I am a student in computer engineering and data science at the INSA of Rouen, in France. I love science, especially maths and I am curious about everything. I study things such as data mining, optimization, signal processing, image processing, graph theory and software engineering. I would really love to apply data mining to the medical field in order to bring a meaning to what I do.
I also love to read and take pictures, and I am always eager to travel and discover new places and cultures, it is why I spent a year as an exchange student in the US in 2011.
As part of my summer internship at Creative Data, in 2015, I worked on a Kaggle competition. The goal of this competition was to identify different hand movements based on electroencephalograms. I worked on several Python scripts in order to solve this problem.
I first tried some very classic machine learning algorithms, such as logistic regression, SVM and random forest. Then I tried neural networks, which performed way better on my validation set. I used a dense neural network made of two couples of layers dense-drop out and a convolution neural network made of a convolution layer, a max-pooling layer and a dense layer. I used a weighted mean of the scores predicted by those two networks to compute my final result.

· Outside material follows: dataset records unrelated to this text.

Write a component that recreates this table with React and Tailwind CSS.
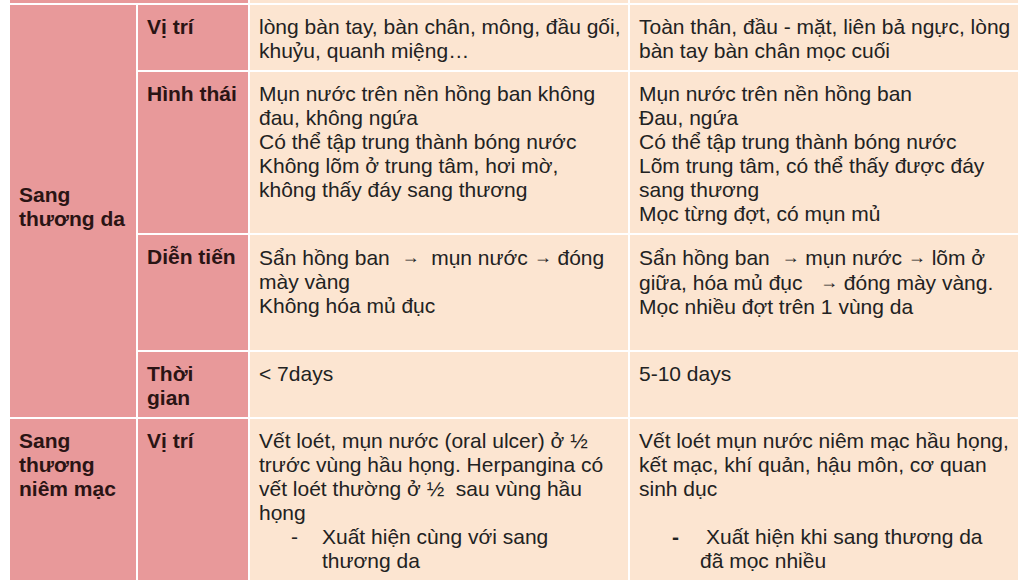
import React from "react";

const P = "bg-[#e8999a]";
const C = "bg-[#fce5d1]";
const head = `${P} px-[9px] pt-[10px] font-bold text-[#2a1414] whitespace-nowrap`;
const body = `${C} px-[9px] pt-[10px] text-[#222] whitespace-nowrap`;

const Ar = () => <span className="align-[2px] text-[18px]">→</span>;

export default function App() {
  return (
    <div
      className="w-[1024px] h-[585px] bg-white pl-[10px] overflow-hidden"
      style={{ fontFamily: '"Liberation Sans", Arial, sans-serif' }}
    >
      <div className="grid grid-cols-[126px_110px_378px_388px] grid-rows-[3px_65px_161px_115px_65px_161px] gap-[2px] text-[21px] leading-[24px]">
        <div className={`${P} col-span-2`} />
        <div className={C} />
        <div className={C} />

        <div className={`${P} row-span-4 px-[9px] font-bold text-[#2a1414] flex items-center pb-[8px]`}>
          <div>Sang<br />thương da</div>
        </div>
        <div className={head}>Vị trí</div>
        <div className={body}>lòng bàn tay, bàn chân, mông, đầu gối,<br />khuỷu, quanh miệng…</div>
        <div className={body}>Toàn thân, đầu - mặt, liên bả ngực, lòng<br />bàn tay bàn chân mọc cuối</div>

        <div className={head}>Hình thái</div>
        <div className={body}>
          Mụn nước trên nền hồng ban không<br />đau, không ngứa<br />Có thể tập trung thành bóng nước<br />Không lõm ở trung tâm, hơi mờ,<br />không thấy đáy sang thương
        </div>
        <div className={body}>
          Mụn nước trên nền hồng ban<br />Đau, ngứa<br />Có thể tập trung thành bóng nước<br />Lõm trung tâm, có thể thấy được đáy<br />sang thương<br />Mọc từng đợt, có mụn mủ
        </div>

        <div className={head}>Diễn tiến</div>
        <div className={body}>
          <span className="whitespace-pre">Sẩn hồng ban  <Ar />  mụn nước <Ar /> đóng</span><br />mày vàng<br />Không hóa mủ đục
        </div>
        <div className={body}>
          <span className="whitespace-pre">Sẩn hồng ban  <Ar /> mụn nước <Ar /> lõm ở</span><br />
          <span className="whitespace-pre">giữa, hóa mủ đục   <Ar /> đóng mày vàng.</span><br />Mọc nhiều đợt trên 1 vùng da
        </div>

        <div className={head}>Thời<br />gian</div>
        <div className={body}>&lt; 7days</div>
        <div className={body}>5-10 days</div>

        <div className={`${P} px-[9px] pt-[10px] font-bold text-[#2a1414] whitespace-nowrap`}>Sang<br />thương<br />niêm mạc</div>
        <div className={head}>Vị trí</div>
        <div className={body}>
          Vết loét, mụn nước (oral ulcer) ở ½<br />trước vùng hầu họng. Herpangina có<br />
          <span className="whitespace-pre">vết loét thường ở ½  sau vùng hầu</span><br />họng
          <div className="flex">
            <span className="w-[63px] pl-[32px]">-</span>
            <span>Xuất hiện cùng với sang<br />thương da</span>
          </div>
        </div>
        <div className={body}>
          Vết loét mụn nước niêm mạc hầu họng,<br />kết mạc, khí quản, hậu môn, cơ quan<br />sinh dục
          <div className="h-[24px]" />
          <div className="flex">
            <span className="w-[61px] pl-[33px] font-bold">-</span>
            <span><span className="pl-[6px]">Xuất hiện khi sang thương da</span><br />đã mọc nhiều</span>
          </div>
        </div>
      </div>
    </div>
  );
}
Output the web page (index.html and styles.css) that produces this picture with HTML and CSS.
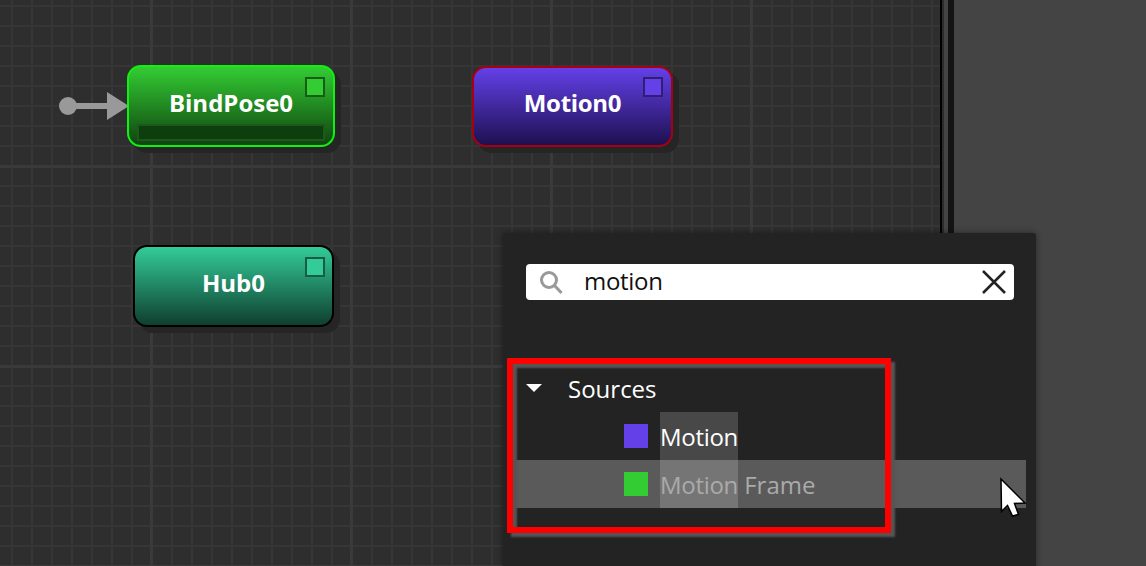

Seeing that one class was over-represented, I tried re-balancing the classes by selecting only 20% of the data from the biggest class. The result wasn't good because a lot of data was lost so I didn't do this for my final solution. I also applied a band pass filter, as well as a Common Spatial Pattern algorithm which I used to create new variables. I also tried reducing the number of features but it resulted in a greater test error.
Recognition of 3D point clouds
I worked on a school project which goal was to implement solutions from the paper "Using Spin Images for Efficient Object Recognition in Cluttered 3D Scenes", by Andrew E. Johnson and Martial Hebert. The goal was to identify 3D point clouds representing an object on the road (pedestrian, car...).
We first practised on only two classes, using a Gaussian and a linear SVM. We decided to keep the linear SVM for the multi-class algorithm. We used an SVM one versus all, and an SVM one versus one, for which we tried two kinds of parameter validation: one where the parameter was chosen for each SVM one versus one and one where the same parameter was used for all SVMs.
The choice of the attributes was based on the recommendations of the article we were studying. We used statistics on the intensity of the points, the bounding box and the attributes scatter-ness, linear-ness and surface-ness. As one class was over-represented compared to the others, we also rebalanced the classes.
I studied data mining in class during three semesters. It is hard to sum up everything we have seen during this time and the algorithms we have implemented, but here are some topics:
- Unsupervised data mining: k-means, fuzzy k-means, k nearest neighbours, hierarchical clustering, PCA;
- Optimisation: without constraints (gradient descent and Newton), and with constraints;
- Regression: linear and polynomial regression;
- Classification: SVM, neural networks, random forest, bagging, Bayesian decision, logistic regression;
- Focus on SVM: multi-class SVM, hyper-parameters tuning, kernels;
- Others: Lasso, ridge regression.
What I do
As a part of my studies, I am currently working on a end-of-studies project. I am part of an 8-member team, working with Scrum methods 22 hours a week. We are working for Libon, by Orange Vallée, which is a VoIP application. We studied the different applications of graph processing and data mining to social networks to decide on the most interesting applications for Libon. We are now developing a program to detect communities in the network formed by Libon users. We are using Scala, Spark and GraphX.
In summer 2015 I have done my specialization internship at Creative Data, a French start-up in Rouen. I created a Scala program to automatize getting and cleaning open data from the French platform data.gouv and saving it to HDFS and Hive Table. I also analysed different prediction tools for the company. I worked on a Kaggle competition which goal was to identify different hand movements based on electroencephalograms, in Python. I also followed a sale-forecasting project and wrote its unit tests in R.
In 2014, I have been the president of AJIR, the Junior Entreprise of this INSA of Rouen. A Junior Entreprise is an association managed by students which goal is to realize projects for companies. As a president, I managed a team of 10 students, decided the strategy of the association, met with the clients and supervised scientific projects. I have also been an auditor for the CNJE (the French confederation of Junior Entreprises). Therefore I audited other Junior Entreprises in France in order to help protect the label and advice them in their development.
I love learning new things. It is why simply studying what I see in school doesn't seem enough for me. I took an on-line class on Coursera about Machine Learning. It gave me a different approach of subjects I study in school, such as data mining. I applied some of the things I learned on a school project on semi-supervised learning for clustering, and on many other projects, such as image processing and the data mining projects presented earlier.